Comparison of planetary orbital velocities
Average orbital velocity decreases as a planet orbits farther from the Sun. The table below provides reference values for the eight major planets using semi major axis and orbital period data from NASA sources. These values are rounded to two decimal places for clarity.
| Planet | Semi Major Axis (AU) | Orbital Period (days) | Average Orbital Velocity (km/s) |
|---|---|---|---|
| Mercury | 0.387 | 87.97 | 47.36 |
| Venus | 0.723 | 224.70 | 35.02 |
| Earth | 1.000 | 365.25 | 29.78 |
| Mars | 1.524 | 686.98 | 24.07 |
| Jupiter | 5.203 | 4332.59 | 13.07 |
| Saturn | 9.537 | 10759.22 | 9.68 |
| Uranus | 19.191 | 30688.50 | 6.80 |
| Neptune | 30.070 | 60182.00 | 5.43 |
Inner and outer planet comparison
The next table shows how the orbital path length grows with distance while the speed declines, which is a direct consequence of gravitational dynamics. These numbers are rounded to keep the comparison readable.
| Planet | Orbital Path Length (km) | Period (days) | Average Speed (km/s) |
|---|---|---|---|
| Earth | 939,964,000 | 365.25 | 29.78 |
| Mars | 1,432,000,000 | 686.98 | 24.07 |
| Jupiter | 4,891,000,000 | 4332.59 | 13.07 |
Physical reasons velocities differ
The primary reason orbital velocity decreases with distance is the weakening gravitational pull of the central star. Newton’s law of gravitation shows that the gravitational force decreases with the square of distance, which means a planet farther away needs less orbital speed to balance gravity. Kepler’s third law ties orbital period and distance together, showing that the square of the period is proportional to the cube of the semi major axis. When you solve for average speed, you find it scales with the inverse square root of distance. This is why Mercury, which is very close to the Sun, travels much faster than Neptune.
Planetary mass has very little effect on orbital velocity around the Sun because the Sun’s mass dominates the system. However, for moons orbiting planets, the mass of the planet does matter, and the same formula applies with the planet’s gravitational parameter. This is why moons around Jupiter move far faster than moons around smaller bodies such as Mars.
Advanced notes on elliptical orbits
Most planetary orbits are slightly elliptical. In an ellipse, the planet moves faster near perihelion and slower near aphelion. The instantaneous speed can be calculated using the vis viva equation, which depends on the current distance from the star. Despite the variation, the average speed for a full orbit depends only on the semi major axis and the orbital period. This is a powerful property because it allows you to compute a meaningful average without tracking the planet’s position at every moment.
If you are interested in the average velocity over a partial arc of an orbit, you can still use the distance and time method. Measure the arc length traveled along the orbit over the chosen time span and divide by the elapsed time. For high precision work, you can compute the arc length numerically using orbital elements, which is the method used in professional ephemerides.
Practical data sources and references
Reliable orbital data is widely available.

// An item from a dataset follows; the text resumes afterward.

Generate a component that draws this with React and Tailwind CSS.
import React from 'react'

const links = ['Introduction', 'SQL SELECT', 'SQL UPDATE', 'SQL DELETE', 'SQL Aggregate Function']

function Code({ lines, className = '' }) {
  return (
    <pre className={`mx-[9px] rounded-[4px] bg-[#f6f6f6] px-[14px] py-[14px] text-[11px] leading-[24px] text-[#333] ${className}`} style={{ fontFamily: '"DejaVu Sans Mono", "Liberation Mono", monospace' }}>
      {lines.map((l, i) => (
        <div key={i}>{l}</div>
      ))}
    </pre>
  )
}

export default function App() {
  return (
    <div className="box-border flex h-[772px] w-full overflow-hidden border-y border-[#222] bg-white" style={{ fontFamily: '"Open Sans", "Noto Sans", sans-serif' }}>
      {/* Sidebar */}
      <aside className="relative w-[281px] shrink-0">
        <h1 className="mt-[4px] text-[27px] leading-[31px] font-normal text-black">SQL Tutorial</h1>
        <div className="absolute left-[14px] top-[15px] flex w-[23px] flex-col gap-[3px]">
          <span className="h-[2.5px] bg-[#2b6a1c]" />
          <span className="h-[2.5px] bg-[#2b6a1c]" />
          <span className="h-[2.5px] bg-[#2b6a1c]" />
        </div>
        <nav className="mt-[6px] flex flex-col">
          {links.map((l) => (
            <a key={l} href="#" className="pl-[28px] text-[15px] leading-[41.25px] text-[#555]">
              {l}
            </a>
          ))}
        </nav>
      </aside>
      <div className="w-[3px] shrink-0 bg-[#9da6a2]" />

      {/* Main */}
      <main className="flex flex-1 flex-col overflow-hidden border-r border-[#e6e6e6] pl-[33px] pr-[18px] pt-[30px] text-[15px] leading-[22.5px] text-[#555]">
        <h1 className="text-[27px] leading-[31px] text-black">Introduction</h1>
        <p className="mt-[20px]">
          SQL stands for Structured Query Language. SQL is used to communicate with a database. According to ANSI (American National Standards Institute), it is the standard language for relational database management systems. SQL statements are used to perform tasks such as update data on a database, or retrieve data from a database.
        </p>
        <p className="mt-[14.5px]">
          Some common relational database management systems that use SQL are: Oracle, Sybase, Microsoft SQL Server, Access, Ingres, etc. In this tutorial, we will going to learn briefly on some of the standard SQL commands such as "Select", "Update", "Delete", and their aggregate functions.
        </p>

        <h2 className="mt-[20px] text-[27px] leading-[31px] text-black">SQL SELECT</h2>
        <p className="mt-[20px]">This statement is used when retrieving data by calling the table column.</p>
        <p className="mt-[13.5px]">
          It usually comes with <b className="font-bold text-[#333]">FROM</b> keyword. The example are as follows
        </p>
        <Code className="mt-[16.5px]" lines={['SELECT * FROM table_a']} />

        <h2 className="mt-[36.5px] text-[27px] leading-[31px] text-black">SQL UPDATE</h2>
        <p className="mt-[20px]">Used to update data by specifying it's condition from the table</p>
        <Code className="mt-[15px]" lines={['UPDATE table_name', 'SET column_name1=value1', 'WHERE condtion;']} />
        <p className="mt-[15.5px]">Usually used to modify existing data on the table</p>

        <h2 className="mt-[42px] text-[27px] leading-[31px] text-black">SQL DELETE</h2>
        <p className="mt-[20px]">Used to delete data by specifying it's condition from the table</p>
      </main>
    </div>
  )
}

The NASA planetary fact sheet provides updated semi major axes and periods for solar system bodies. The JPL HORIZONS system offers high precision ephemerides for planets, moons, asteroids, and spacecraft. If you want to explore the physics in depth, a classical mechanics course such as the MIT OpenCourseWare series at mit.edu provides solid theoretical grounding for orbital motion. These authoritative sources ensure your calculations are based on accepted, well documented measurements.
Using the calculator effectively
The calculator at the top of this page is designed to match the methods described above. If you already know the orbital period and semi major axis, select the orbital radius and period method. Enter the radius in kilometers or AU, enter the period in days or years, and press calculate. If you have a measured distance and time from observations or simulations, select distance and time instead. The results are displayed in multiple units and the chart compares your planet with Earth, Mars, and Jupiter to provide context.
For exoplanets, the same approach works if you have the semi major axis and orbital period from published catalogs. Many exoplanet databases list the orbital period and semi major axis directly, which makes average speed calculations straightforward.
Common mistakes and troubleshooting
- Mixing units, such as using AU for distance and seconds for time without converting.
- Using diameter instead of radius when computing circumference.
- Confusing average velocity (vector) with average orbital speed (scalar).
- Entering a partial orbital period while using a full orbit circumference.
- Using an incorrect value for 1 AU or the length of a year.
If your computed value is significantly different from expected reference values, check units first, then verify whether you entered a radius or a diameter. Once those are corrected, the results should closely match published orbital speeds.
Summary
Calculating the average velocity of a planet is a powerful way to connect orbital geometry with observable motion. The process is simple: divide the distance traveled along the orbit by the time taken, or use the orbital circumference and period when the path is nearly circular. With careful unit conversions and reliable data sources, you can compute accurate average orbital speeds for any planet or moon. Use the calculator to automate the arithmetic, then compare your results with published values to build intuition about how gravity shapes planetary motion.